→ **PROBLEM DETAILS**
Extract all lines from the data beneath that include the word "Tailwind".

— START DATASET ROWS —

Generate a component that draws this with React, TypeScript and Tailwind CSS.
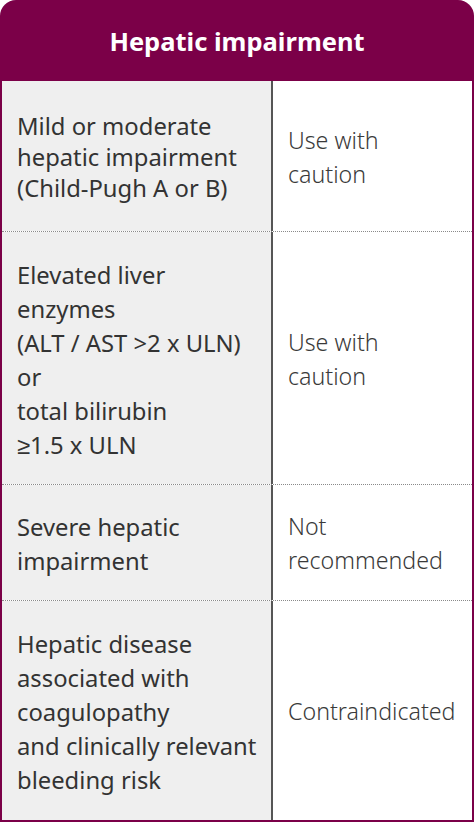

— END DATASET ROWS —
— START DATASET ROWS —

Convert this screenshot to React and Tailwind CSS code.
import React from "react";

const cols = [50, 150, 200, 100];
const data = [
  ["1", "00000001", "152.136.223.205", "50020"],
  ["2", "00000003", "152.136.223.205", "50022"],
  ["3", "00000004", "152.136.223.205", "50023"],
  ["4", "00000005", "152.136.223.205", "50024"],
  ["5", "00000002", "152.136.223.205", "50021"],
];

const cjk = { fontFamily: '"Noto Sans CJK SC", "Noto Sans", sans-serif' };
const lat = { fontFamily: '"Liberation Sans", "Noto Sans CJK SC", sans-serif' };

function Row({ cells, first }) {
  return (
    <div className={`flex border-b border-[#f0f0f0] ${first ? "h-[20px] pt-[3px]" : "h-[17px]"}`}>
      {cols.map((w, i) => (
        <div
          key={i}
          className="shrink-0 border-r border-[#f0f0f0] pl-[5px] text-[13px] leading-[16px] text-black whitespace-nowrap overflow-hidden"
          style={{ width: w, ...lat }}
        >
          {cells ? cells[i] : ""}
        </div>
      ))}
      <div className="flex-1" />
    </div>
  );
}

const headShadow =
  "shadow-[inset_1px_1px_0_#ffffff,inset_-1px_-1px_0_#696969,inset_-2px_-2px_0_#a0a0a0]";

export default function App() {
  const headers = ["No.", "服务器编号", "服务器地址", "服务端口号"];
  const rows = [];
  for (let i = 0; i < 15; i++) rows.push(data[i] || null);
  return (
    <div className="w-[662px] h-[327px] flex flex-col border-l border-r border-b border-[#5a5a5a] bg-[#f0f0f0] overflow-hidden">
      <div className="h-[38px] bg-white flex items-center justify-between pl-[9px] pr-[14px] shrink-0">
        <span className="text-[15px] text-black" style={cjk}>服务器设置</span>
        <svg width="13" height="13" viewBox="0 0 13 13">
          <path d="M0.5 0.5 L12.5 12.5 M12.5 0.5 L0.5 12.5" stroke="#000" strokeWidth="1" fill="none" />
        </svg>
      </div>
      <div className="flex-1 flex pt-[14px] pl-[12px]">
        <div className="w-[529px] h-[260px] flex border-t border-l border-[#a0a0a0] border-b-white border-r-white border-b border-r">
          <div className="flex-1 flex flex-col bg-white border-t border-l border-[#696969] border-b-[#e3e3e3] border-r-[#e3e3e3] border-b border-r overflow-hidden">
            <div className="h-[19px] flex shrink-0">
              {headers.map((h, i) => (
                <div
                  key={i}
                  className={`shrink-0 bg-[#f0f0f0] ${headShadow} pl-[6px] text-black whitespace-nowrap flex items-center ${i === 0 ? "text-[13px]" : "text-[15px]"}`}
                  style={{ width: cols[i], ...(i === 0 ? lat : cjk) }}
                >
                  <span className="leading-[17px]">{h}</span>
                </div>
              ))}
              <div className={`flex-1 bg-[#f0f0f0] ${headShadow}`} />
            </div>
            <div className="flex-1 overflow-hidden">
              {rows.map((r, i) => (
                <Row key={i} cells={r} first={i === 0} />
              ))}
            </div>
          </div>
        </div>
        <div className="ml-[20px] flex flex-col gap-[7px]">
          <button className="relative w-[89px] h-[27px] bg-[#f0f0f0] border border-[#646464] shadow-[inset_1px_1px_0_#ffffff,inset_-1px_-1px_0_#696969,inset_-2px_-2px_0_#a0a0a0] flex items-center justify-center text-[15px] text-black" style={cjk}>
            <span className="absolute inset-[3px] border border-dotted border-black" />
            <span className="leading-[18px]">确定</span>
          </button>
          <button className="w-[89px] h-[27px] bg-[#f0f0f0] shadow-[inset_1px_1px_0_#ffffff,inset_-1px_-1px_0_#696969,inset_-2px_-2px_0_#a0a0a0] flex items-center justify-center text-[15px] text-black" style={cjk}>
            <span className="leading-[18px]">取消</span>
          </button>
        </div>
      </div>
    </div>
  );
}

— END DATASET ROWS —

→ **OUTPUT BELOW**
Generate a component that draws this with React, TypeScript and Tailwind CSS.
Convert this screenshot to React and Tailwind CSS code.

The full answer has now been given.